Jacques: Limit role of courtroom in the bedroom
Young men on college campuses know how unjustly proceedings against them can go if they are accused of sexual misconduct. Same with Hollywood stars, politicians and businessmen, who have found themselves caught up in the #MeToo era — which has equated accusations of bad behavior with guilt.
While due process in campus investigations is essential — and making a comeback thanks to Education Secretary Betsy DeVos and courts which have taken a stand for wrongfully accused students -- it is even more vital when it comes to criminal sexual assault cases.
That’s why it was shocking the nation’s largest membership group of lawyers, the American Bar Association, considered supporting a measure that would have turned due process on its head in these cases.
The ABA’s House of Delegates put up a resolution that would have encouraged legislatures to “define consent in sexual assault cases as the assent of a person who is competent to give consent to engage in a specific act of sexual penetration, oral sex, or sexual contact.”
In other words, the resolution advocated what’s known as affirmative consent or “yes means yes.” This standard is already mandated by five states, including New York and California, on college campuses. But it would be a huge legal shift to apply affirmative consent to criminal cases — and one that clearly conflicts with constitutional protections, such as due process.
That’s because the burden to prove consent was offered every step of the way falls to the accused, rather than the prosecutor to prove beyond a reasonable doubt that consent wasn’t given.
The ABA’s resolution thankfully got formally tabled this week, following pushback by a preeminent enclave of top legal minds — the American Law Institute, which wrote a strongly worded letter against the affirmative consent standard and accused the ABA of misrepresenting the ALI’s position on the matter, among other concerns. In fact, in 2016, ALI members took a decisive vote against including affirmative consent in their model penal code.
Michigan Supreme Court Chief Justice Bridget McCormack, a member of ALI, signed the group’s Aug. 8 letter to the American Bar Association’s president.
“It would turn our criminal law upside down,” she says of affirmative consent. Requiring the accused to prove consent is “not how we proceed with criminal law.”

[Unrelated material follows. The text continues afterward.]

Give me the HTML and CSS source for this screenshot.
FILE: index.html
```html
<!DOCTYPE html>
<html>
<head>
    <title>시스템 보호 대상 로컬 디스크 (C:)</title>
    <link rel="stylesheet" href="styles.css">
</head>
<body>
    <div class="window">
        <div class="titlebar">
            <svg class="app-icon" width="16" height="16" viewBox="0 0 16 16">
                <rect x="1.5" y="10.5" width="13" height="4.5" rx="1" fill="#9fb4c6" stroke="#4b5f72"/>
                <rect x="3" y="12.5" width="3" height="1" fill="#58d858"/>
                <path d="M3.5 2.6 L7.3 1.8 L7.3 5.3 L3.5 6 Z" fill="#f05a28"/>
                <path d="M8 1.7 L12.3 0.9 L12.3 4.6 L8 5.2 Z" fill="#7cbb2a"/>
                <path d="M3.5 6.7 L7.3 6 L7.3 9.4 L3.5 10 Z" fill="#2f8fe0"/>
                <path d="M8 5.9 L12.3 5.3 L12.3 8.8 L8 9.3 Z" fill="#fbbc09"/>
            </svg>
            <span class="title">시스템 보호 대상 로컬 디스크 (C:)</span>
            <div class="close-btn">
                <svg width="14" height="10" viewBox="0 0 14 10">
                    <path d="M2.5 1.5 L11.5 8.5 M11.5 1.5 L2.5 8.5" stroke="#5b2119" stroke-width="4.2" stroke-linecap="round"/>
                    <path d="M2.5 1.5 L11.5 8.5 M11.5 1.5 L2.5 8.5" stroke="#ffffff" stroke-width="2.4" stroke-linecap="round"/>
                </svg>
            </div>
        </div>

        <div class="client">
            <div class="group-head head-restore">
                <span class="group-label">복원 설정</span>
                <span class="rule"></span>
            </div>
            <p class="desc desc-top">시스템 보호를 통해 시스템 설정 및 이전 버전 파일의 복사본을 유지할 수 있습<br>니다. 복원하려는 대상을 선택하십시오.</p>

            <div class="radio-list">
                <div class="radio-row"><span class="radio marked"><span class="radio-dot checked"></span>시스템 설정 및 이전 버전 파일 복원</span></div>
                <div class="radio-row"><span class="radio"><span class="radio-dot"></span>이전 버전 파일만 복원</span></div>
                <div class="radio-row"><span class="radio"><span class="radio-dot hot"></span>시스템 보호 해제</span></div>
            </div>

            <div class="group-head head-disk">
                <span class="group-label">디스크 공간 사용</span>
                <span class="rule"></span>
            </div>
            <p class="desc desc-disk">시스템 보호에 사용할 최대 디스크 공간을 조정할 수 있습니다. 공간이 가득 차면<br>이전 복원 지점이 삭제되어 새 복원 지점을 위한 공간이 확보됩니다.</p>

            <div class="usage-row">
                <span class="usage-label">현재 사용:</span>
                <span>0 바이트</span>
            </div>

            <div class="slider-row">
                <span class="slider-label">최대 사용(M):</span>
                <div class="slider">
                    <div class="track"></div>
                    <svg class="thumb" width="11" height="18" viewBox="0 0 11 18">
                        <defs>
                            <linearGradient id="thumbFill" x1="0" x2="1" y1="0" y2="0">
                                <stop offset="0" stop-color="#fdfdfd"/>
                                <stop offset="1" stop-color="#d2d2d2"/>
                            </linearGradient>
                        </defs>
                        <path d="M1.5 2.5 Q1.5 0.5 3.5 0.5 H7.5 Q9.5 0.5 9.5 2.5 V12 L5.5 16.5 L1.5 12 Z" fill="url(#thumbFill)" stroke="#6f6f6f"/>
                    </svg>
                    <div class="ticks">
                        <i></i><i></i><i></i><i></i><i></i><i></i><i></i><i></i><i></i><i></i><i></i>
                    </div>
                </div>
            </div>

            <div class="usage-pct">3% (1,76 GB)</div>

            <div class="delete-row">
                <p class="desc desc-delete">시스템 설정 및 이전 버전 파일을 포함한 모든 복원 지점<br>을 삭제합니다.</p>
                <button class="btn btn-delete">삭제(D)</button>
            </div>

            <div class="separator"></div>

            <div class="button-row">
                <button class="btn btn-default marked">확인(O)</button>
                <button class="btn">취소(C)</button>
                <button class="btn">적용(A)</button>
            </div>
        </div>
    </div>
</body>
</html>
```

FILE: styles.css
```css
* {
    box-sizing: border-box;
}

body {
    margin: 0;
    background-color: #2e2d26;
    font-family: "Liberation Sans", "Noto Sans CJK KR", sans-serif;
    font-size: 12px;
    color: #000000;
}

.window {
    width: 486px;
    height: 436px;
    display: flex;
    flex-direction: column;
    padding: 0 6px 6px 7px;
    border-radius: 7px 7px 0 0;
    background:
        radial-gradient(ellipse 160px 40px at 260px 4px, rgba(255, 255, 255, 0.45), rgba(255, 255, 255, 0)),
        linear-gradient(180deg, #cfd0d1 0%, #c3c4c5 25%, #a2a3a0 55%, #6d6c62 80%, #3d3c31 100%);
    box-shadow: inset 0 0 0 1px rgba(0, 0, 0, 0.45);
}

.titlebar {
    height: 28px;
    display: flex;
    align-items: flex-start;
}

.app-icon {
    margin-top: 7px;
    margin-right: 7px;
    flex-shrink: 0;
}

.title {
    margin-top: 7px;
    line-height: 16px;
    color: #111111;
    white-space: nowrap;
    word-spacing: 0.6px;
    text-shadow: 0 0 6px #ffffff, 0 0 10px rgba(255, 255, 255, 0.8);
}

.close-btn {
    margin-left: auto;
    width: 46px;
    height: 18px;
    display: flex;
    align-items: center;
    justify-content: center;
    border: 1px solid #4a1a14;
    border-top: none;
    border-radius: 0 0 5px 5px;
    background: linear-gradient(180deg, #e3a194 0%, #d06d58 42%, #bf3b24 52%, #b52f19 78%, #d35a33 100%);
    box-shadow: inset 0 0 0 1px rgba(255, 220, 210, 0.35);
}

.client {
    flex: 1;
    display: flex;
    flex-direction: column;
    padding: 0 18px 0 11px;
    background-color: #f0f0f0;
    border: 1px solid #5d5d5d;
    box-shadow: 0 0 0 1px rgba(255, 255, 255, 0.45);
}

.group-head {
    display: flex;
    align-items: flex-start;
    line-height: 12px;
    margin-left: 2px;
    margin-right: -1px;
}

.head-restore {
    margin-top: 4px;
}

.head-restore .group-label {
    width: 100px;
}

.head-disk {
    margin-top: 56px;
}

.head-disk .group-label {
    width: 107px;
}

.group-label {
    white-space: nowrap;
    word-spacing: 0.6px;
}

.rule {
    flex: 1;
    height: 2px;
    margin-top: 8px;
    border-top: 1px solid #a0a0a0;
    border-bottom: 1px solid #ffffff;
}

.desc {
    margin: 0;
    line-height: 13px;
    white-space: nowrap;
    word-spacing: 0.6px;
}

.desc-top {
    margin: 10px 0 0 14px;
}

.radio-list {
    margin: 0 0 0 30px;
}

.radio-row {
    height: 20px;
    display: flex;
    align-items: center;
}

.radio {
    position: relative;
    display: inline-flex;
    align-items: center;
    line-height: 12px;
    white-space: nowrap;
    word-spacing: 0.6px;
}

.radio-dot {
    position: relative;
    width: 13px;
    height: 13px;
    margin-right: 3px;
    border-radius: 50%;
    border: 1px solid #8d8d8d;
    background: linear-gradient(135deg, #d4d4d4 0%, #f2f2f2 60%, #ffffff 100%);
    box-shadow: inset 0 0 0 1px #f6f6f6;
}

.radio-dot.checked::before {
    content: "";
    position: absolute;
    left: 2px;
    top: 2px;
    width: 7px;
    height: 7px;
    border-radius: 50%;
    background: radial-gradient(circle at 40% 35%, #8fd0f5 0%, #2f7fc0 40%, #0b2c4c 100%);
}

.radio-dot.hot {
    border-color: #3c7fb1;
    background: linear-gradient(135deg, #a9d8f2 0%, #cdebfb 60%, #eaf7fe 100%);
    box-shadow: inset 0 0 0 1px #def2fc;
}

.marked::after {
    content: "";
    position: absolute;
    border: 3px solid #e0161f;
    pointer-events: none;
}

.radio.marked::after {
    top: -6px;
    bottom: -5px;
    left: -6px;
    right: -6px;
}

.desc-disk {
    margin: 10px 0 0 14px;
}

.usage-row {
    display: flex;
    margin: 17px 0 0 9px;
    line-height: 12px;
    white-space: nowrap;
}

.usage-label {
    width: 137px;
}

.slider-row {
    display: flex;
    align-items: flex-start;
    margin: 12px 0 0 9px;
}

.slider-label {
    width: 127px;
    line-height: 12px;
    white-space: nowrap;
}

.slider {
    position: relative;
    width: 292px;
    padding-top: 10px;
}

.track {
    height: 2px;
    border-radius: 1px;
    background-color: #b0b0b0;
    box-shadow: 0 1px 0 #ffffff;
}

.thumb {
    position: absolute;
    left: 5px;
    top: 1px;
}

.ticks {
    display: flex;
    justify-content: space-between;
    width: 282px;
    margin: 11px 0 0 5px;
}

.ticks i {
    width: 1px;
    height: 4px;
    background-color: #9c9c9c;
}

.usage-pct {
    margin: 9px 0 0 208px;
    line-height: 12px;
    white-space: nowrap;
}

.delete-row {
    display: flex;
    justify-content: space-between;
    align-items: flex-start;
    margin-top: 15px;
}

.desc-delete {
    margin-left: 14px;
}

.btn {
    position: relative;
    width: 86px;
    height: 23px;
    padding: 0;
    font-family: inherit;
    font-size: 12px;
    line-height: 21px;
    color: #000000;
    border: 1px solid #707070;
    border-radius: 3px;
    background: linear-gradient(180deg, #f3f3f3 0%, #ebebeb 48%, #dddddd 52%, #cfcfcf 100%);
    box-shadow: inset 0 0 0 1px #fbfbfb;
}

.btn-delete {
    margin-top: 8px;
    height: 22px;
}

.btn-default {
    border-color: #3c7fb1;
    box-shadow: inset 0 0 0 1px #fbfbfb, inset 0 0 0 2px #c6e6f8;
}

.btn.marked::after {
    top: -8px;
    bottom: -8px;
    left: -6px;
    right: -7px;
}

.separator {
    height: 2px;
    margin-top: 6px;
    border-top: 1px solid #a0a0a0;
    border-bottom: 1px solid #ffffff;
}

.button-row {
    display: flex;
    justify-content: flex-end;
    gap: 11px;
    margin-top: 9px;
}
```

McCormack, a Democrat, says maintaining due process and liberty in the courtroom are of the utmost importance, especially since those likely to pay the highest price in criminal cases are the poor and people of color.

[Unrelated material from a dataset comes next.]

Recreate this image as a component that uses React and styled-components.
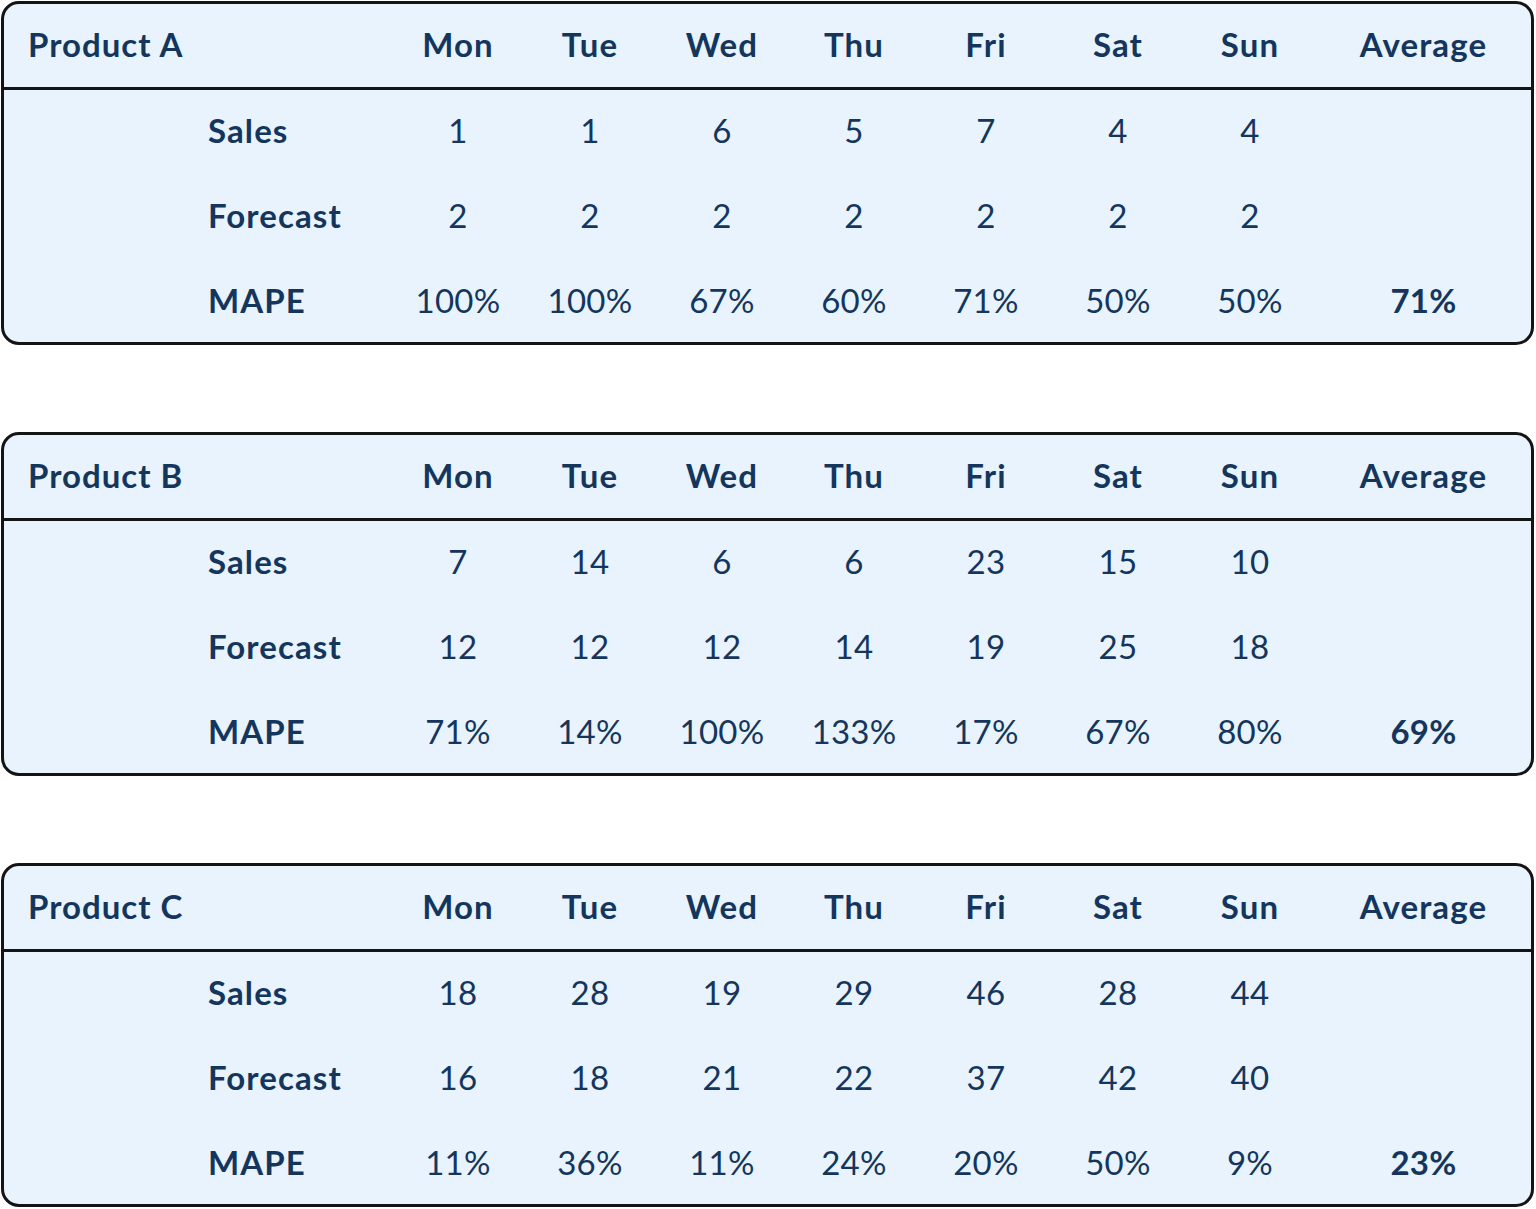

KC Johnson, a professor of history at Brooklyn College who has researched campus sexual assault cases, concurs that passing the burden of proof to the defendant is “not how the criminal justice system is supposed to work.”
Johnson says moving to an affirmative consent standard would give prosecutors who are unable to prove sexual assault the ability to pressure plea bargains — even from accused individuals who haven’t committed a crime.

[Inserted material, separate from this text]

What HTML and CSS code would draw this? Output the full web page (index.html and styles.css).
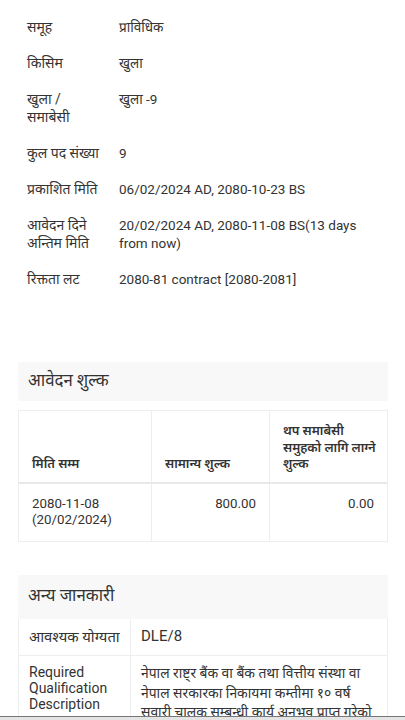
FILE: index.html
```html
<!DOCTYPE html>
<html lang="ne">
<head>
    <meta charset="UTF-8">
    <meta name="viewport" content="width=device-width, initial-scale=1.0">
    <title>विज्ञापन विवरण</title>
    <link rel="stylesheet" href="styles.css">
</head>
<body>
<div class="page">
    <table class="details">
        <tr><td class="label">समूह</td><td>प्राविधिक</td></tr>
        <tr><td class="label">किसिम</td><td>खुला</td></tr>
        <tr><td class="label">खुला / समाबेसी</td><td>खुला -9</td></tr>
        <tr><td class="label">कुल पद संख्या</td><td>9</td></tr>
        <tr><td class="label">प्रकाशित मिति</td><td>06/02/2024 AD, 2080-10-23 BS</td></tr>
        <tr><td class="label">आवेदन दिने अन्तिम मिति</td><td>20/02/2024 AD, 2080-11-08 BS(13 days from now)</td></tr>
        <tr><td class="label">रिक्तता लट</td><td>2080-81 contract [2080-2081]</td></tr>
    </table>

    <div class="section fee">
        <div class="section-head">आवेदन शुल्क</div>
        <table class="fees">
            <thead>
                <tr>
                    <th class="c1">मिति सम्म</th>
                    <th class="c2">सामान्य शुल्क</th>
                    <th class="c3">थप समाबेसी समुहको लागि लाग्ने शुल्क</th>
                </tr>
            </thead>
            <tbody>
                <tr>
                    <td>2080-11-08 (20/02/2024)</td>
                    <td class="num">800.00</td>
                    <td class="num">0.00</td>
                </tr>
            </tbody>
        </table>
    </div>

    <div class="section other">
        <div class="section-head tall">अन्य जानकारी</div>
        <table class="extra">
            <tr>
                <td class="key">आवश्यक योग्यता</td>
                <td class="val code">DLE/8</td>
            </tr>
            <tr>
                <td class="key en">Required Qualification Description</td>
                <td class="val">नेपाल राष्ट्र बैंक वा बैंक तथा वित्तीय संस्था वा नेपाल सरकारका निकायमा कम्तीमा १० वर्ष सवारी चालक सम्बन्धी कार्य अनुभव प्राप्त गरेको ।</td>
            </tr>
        </table>
    </div>
</div>
<div class="bottom-bar"></div>
</body>
</html>
```

FILE: styles.css
```css
*{
    margin: 0px;
    padding: 0px;
    box-sizing: border-box;
}

body{
    font-family: Roboto, "Noto Sans Devanagari", "Noto Sans", sans-serif;
    background-color: white;
    color: #333;
}

.page {
    padding: 9px 17px 40px 18px;
}

table {
    border-collapse: collapse;
    width: 100%;
    table-layout: fixed;
}

/* top details list */
.details td {
    font-size: 13.5px;
    line-height: 18px;
    padding: 9px;
    vertical-align: top;
}

.details .label {
    width: 92px;
    font-size: 14px;
    padding-right: 6px;
}

/* section boxes */
.section-head {
    background-color: #f8f8f8;
    font-size: 16.8px;
    padding: 0 10px;
    height: 39px;
    display: flex;
    align-items: center;
}

.section-head.tall {
    height: 44px;
}

.fee {
    margin-top: 65px;
}

.other {
    margin-top: 33px;
}

.fees {
    margin-top: 9px;
}

.fees th, .fees td {
    border: 1px solid #eceeef;
    padding: 12px 13px;
    line-height: 16.5px;
    text-align: left;
}

.fees th {
    font-size: 12.8px;
    font-weight: 600;
    vertical-align: bottom;
    padding-bottom: 9px;
    border-bottom: 2px solid #e6e8ea;
}

.fees th.c3 {
    padding-right: 4px;
}

.fees td {
    font-size: 13.3px;
    vertical-align: top;
}

.fees .c1 { width: 133px; }
.fees .c2 { width: 118px; }

.fees td.num {
    text-align: right;
}

.extra td {
    border: 1px solid #eceeef;
    padding: 8px 10px;
    vertical-align: top;
}

.extra .key {
    width: 112px;
    font-size: 14.8px;
    line-height: 16px;
}

.extra .key.en {
    font-size: 14px;
}

.extra .val {
    font-size: 13.9px;
    line-height: 19.5px;
}

.extra .val.code {
    font-size: 15px;
}

.extra tr:first-child td {
    border-top: none;
    height: 37px;
    vertical-align: middle;
}

.bottom-bar {
    position: fixed;
    left: 0;
    right: 0;
    bottom: 0;
    height: 4px;
    background: #e4e4e4;
    border-top: 1px solid #777;
}
```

Affirmative consent is arbitrary, and in most cases there are no witnesses or video proof that consent took place, so proving it was given to a courtroom would be nearly impossible. Anyone who has had a sexual encounter can see the pitfalls to adopting such a legal standard.
The ABA’s resolution caught Johnson’s attention because of similarities he sees with campus assault investigations, which more frequently rely on affirmative consent.
“The campus system is flawed, and fundamentally unfair to the accused,” Johnson says. And he argues that importing anything from that framework to the criminal justice system is “beyond belief.”
But not beyond the realm of possibility. Affirmative consent advocates are not going away, and there are plenty of legislatures in liberal states that may very well believe applying affirmative consent to criminal law is a fine idea.
“Put me down as against sexual assault,” McCormack says. “But no one should be in prison without due process of law.”